Oil prices have dropped from the comfortable level of 105-110 USD/bbl in July towards the 90 USD/bbl mark that we see today. The E&P companies have been under a large pressure the last years due to galloping costs, and the result have been delayed and cancelled projects, reducing their investment commitments, said Senior Analyst Audun Martinsen in Rystad Energy on a oil-and gas conference in Aberdeen this week. This will harm potential EPCI and subsea contracts offshore in Norway, said CEO Jarand Rystad and enior Analyst Audun Martinsen.
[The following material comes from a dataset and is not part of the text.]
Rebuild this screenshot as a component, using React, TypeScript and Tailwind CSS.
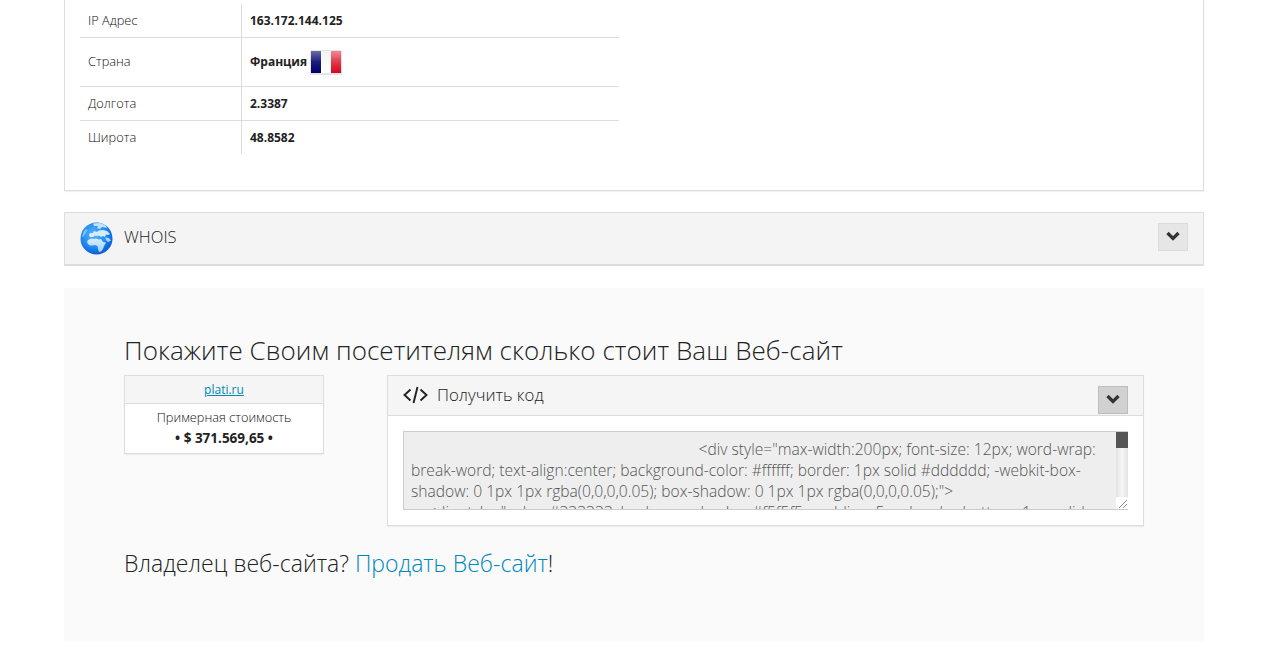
import React from "react";

const codeText =
  " ".repeat(71) +
  `<div style="max-width:200px; font-size: 12px; word-wrap: break-word; text-align:center; background-color: #ffffff; border: 1px solid #dddddd; -webkit-box-shadow: 0 1px 1px rgba(0,0,0,0.05); box-shadow: 0 1px 1px rgba(0,0,0,0.05);">
    <div style="color: #333333; background-color: #f5f5f5; padding: 5px; border-bottom: 1px solid #dddddd;">
        <a href="https://plati.ru" target="_blank">plati.ru</a>
    </div>
</div>`;

function Row({ label, value, h, last }: { label: string; value: React.ReactNode; h: string; last?: boolean }) {
  return (
    <div className={`flex ${h} ${last ? "" : "border-b border-[#dddddd]"}`}>
      <div className="w-[162px] shrink-0 border-r border-[#dddddd] pl-2 pb-[2px] flex items-center text-[12.8px] leading-[18px] font-light text-[#111]">
        {label}
      </div>
      <div className="pl-2 flex items-center text-[12px] font-bold text-[#222]">{value}</div>
    </div>
  );
}

function Flag() {
  return (
    <svg width="32" height="25" viewBox="0 0 32 25" className="ml-[3px]">
      <defs>
        <linearGradient id="fb" x1="0" y1="0" x2="0" y2="1">
          <stop offset="0" stopColor="#6b6ba8" />
          <stop offset="0.5" stopColor="#1c1c7c" />
          <stop offset="1" stopColor="#000066" />
        </linearGradient>
        <linearGradient id="fw" x1="0" y1="0" x2="0" y2="1">
          <stop offset="0" stopColor="#f4f4f4" />
          <stop offset="1" stopColor="#ffffff" />
        </linearGradient>
        <linearGradient id="fr" x1="0" y1="0" x2="0" y2="1">
          <stop offset="0" stopColor="#ee8a94" />
          <stop offset="0.5" stopColor="#e23a4c" />
          <stop offset="1" stopColor="#d4061f" />
        </linearGradient>
      </defs>
      <rect x="0" y="0" width="32" height="25" rx="1" fill="#e4e4e4" />
      <rect x="1" y="1" width="10" height="22" fill="url(#fb)" />
      <rect x="11" y="1" width="10" height="22" fill="url(#fw)" />
      <rect x="21" y="1" width="10" height="22" fill="url(#fr)" />
    </svg>
  );
}

function Globe() {
  return (
    <svg width="33" height="33" viewBox="0 0 33 33" className="shrink-0">
      <defs>
        <radialGradient id="sea" cx="0.42" cy="0.38" r="0.68">
          <stop offset="0" stopColor="#5cb6fb" />
          <stop offset="0.65" stopColor="#1a82ee" />
          <stop offset="1" stopColor="#0a50c8" />
        </radialGradient>
        <linearGradient id="land" x1="0" y1="0" x2="0" y2="1">
          <stop offset="0" stopColor="#d8eeff" />
          <stop offset="1" stopColor="#9ed0fb" />
        </linearGradient>
      </defs>
      <circle cx="16.5" cy="16.5" r="16" fill="url(#sea)" />
      <path d="M13 1.5 L20 1 L25 3 L27 6 L22 5 L20 7 L17 6 L18 4 L14 4 Z" fill="#bfe2fd" />
      <path
        d="M9 13 L10 11 L13 11 L14 9 L17 10 L19 8.5 L23 8 L27 9 L30 12 L28 13 L26 12.5 L25 15 L23 14 L21 15 L19 13.5 L17 14 L15 13.5 L13 15 L10 15 Z"
        fill="#d4ecff"
      />
      <path
        d="M7 20 L8 18 L11 16.5 L14 17 L16 16.5 L19 17.5 L21 17 L23 20 L26 20.5 L24 24 L23 27 L21 29.5 L19 30 L18 27 L17.5 24 L15 23 L13 23.5 L10 23.5 L8 22 Z"
        fill="url(#land)"
      />
      <path d="M25 15.5 L29 16 L31 18.5 L28 20 L26 18 Z" fill="#a6d5fc" />
      <path d="M2 15 L3.5 10 L6 7 L7.5 8 L6 11 L3.5 14.5 Z" fill="#7fc0f8" />
    </svg>
  );
}

function ChevronBtn({ dark }: { dark?: boolean }) {
  return (
    <div
      className={`w-[30px] h-[28px] flex items-center justify-center border ${
        dark ? "bg-[#d1d1d1] border-[#bdbdbd]" : "bg-[#e6e6e6] border-[#dbdbdb]"
      }`}
    >
      <svg width="14" height="10" viewBox="0 0 14 10" fill="none" stroke="#333" strokeWidth="3.2" className="-mt-[2px]">
        <path d="M1.5 2 L7 7.5 L12.5 2" />
      </svg>
    </div>
  );
}

export default function App() {
  return (
    <div
      className="h-[658px] overflow-hidden bg-white pl-16 text-[#333]"
      style={{ fontFamily: '"Open Sans", sans-serif' }}
    >
      <div className="w-[1140px]">
        <div className="h-[191px] border-x border-b border-[#dddddd] pl-[15px] pt-[4px] shadow-[0_1px_1px_rgba(0,0,0,0.05)]">
          <div className="w-[539px]">
            <Row label="IP Адрес" h="h-[34px]" value="163.172.144.125" />
            <Row
              label="Страна"
              h="h-[49px]"
              value={
                <>
                  Франция
                  <Flag />
                </>
              }
            />
            <Row label="Долгота" h="h-[34px]" value="2.3387" />
            <Row label="Широта" h="h-[33px]" last value="48.8582" />
          </div>
        </div>

        <div className="mt-[21px] h-[54px] border border-b-2 border-[#dddddd] bg-[#f4f4f4] flex items-start pt-[9px] pl-[15px] pr-[15px]">
          <Globe />
          <span className="ml-[11px] mt-[3px] text-[16.6px] leading-[24px] font-light text-[#222]">WHOIS</span>
          <div className="ml-auto mt-[1px]">
            <ChevronBtn />
          </div>
        </div>

        <div className="mt-[22px] h-[353px] bg-[#fafafa] px-[60px] pt-[42px]">
          <h2 className="text-[26px] tracking-[0.06px] leading-[40px] font-light text-[#222]">
            Покажите Своим посетителям сколько стоит Ваш Веб-сайт
          </h2>
          <div className="flex mt-[5px] items-start">
            <div className="w-[200px] h-[79px] border border-[#dddddd] bg-white text-center shadow-[0_1px_1px_rgba(0,0,0,0.05)]">
              <div className="h-[28px] bg-[#f5f5f5] border-b border-[#dddddd] flex items-center justify-center pt-[1px]">
                <a className="text-[12px] text-[#0088bb] underline font-normal" href="#">
                  plati.ru
                </a>
              </div>
              <div className="text-[12.8px] font-light text-[#111] leading-[16px] mt-[5px]">Примерная стоимость</div>
              <div className="text-[13.5px] font-bold text-[#222] leading-[18px] mt-[4px]">• $ 371.569,65 •</div>
            </div>
            <div className="ml-[63px] w-[757px] h-[151px] border border-[#dddddd] bg-white shadow-[0_1px_1px_rgba(0,0,0,0.05)]">
              <div className="h-[40px] bg-[#f5f5f5] border-b border-[#dddddd] flex items-start pl-[15px] pr-[15px]">
                <svg width="25" height="18" viewBox="0 0 25 18" fill="none" stroke="#222" strokeWidth="1.9" className="mt-[10px] shrink-0">
                  <path d="M7.5 3.5 L1.5 9 L7.5 14.5" />
                  <path d="M17.5 3.5 L23.5 9 L17.5 14.5" />
                  <path d="M14.5 1 L10.5 17" />
                </svg>
                <span className="ml-[9px] mt-[7px] text-[16.8px] leading-[24px] font-light text-[#222]">Получить код</span>
                <div className="ml-auto mt-[10px]">
                  <ChevronBtn dark />
                </div>
              </div>
              <div className="px-[15px] pt-[15px]">
                <div className="relative w-[725px] h-[79px]">
                  <textarea
                    readOnly
                    value={codeText}
                    className="block w-full h-full resize-none overflow-hidden bg-[#eeeeee] border border-[#cccccc] pl-[7px] pr-[22px] pt-[7px] pb-[5px] text-[15.6px] leading-[21px] font-light text-[#555] outline-none"
                  />
                  <div className="absolute right-0 top-[1px] bottom-[1px] w-[12px] flex flex-col">
                    <div className="h-[16px] bg-[#555555]" />
                    <div className="flex-1 bg-[linear-gradient(to_right,#e2e2e2,#f6f6f6,#e2e2e2)]" />
                    <div className="h-[12px] bg-white relative overflow-hidden">
                      <svg width="12" height="12" viewBox="0 0 12 12" stroke="#888" strokeWidth="1" fill="none">
                        <path d="M3 11 L11 3 M7 11 L11 7" />
                      </svg>
                    </div>
                  </div>
                </div>
              </div>
            </div>
          </div>
          <div className="mt-[19px] text-[23px] tracking-[0.02px] leading-[36px] font-light text-[#222]">
            Владелец веб-сайта? <a className="text-[#0088bb]" href="#">Продать Веб-сайт</a>!
          </div>
        </div>
      </div>
    </div>
  );
}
A falling oil price will continue to make the situation worse, as activity on marginal projects becomes uncommercial. If the oil price stabilizes at 80 USD/bbl Rystad Energy expects the OFS purchase growth to fall from 4.5% to 3.5% year on year towards 2020. Although there are forces in place that will limit the oil price floor, it would be interesting to investigate this scenario in more detail.
Purchases will grow
The combined OFS purchases are expected to grow with an average annual rate of 4.5% towards 2020 given a stable high oil price. Subsea equipment and SURF is expected to achieve double digit growth in this timeframe while maintenance and operations is expected to have the lowest. If the oil prices stabilize at 80 USD/bbl we would see the purchases of oilfield services drop with one percentage point to only 3.5% year on year. The market that would take the largest hit is the subsea market that would get 4.5 ppts cut off its growth. The EPCI market will have the largest relative impact on its demand as new marginal shallow water projects and life extensions projects will be cancelled. Rig contractors and related well services will see a limited reduction as brownfield drilling would be increasing. Maintenance and operations have also a limited downside as the total installed base of platforms will still grow and there is limited MMO efficiency to be obtained.
Shaved from the Market
In total there is about 400 billion USD of OFS purchases that can be shaved from the 2014-2020 market, 70% of which is located offshore. The 400 billion USD is about 5% of the 8 trillion USD that would be spent in a stable oil price regime. Broken down on geographies, 18% of the projects are located in South America, and full scale development of Brazilian deepwater fields will be in risk and put a large pressure on subsea and EPCI demand. Then we have North America with deepwater Gulf of Mexico and offshore Canada that offer a second downside. Expansion of oil sands projects in Canada and less prospective shale acreage in US adds to the downside. Asia, Africa and Europe pose a risk with Asian LNG projects, FSPO developments in West Africa, and Barent’s Sea developments in Norway, harming once again potential EPCI and subsea contracts, said CEO Jarand Rystad and enior Analyst Audun Martinsen on a oil and gas conference in Aberdeen this week.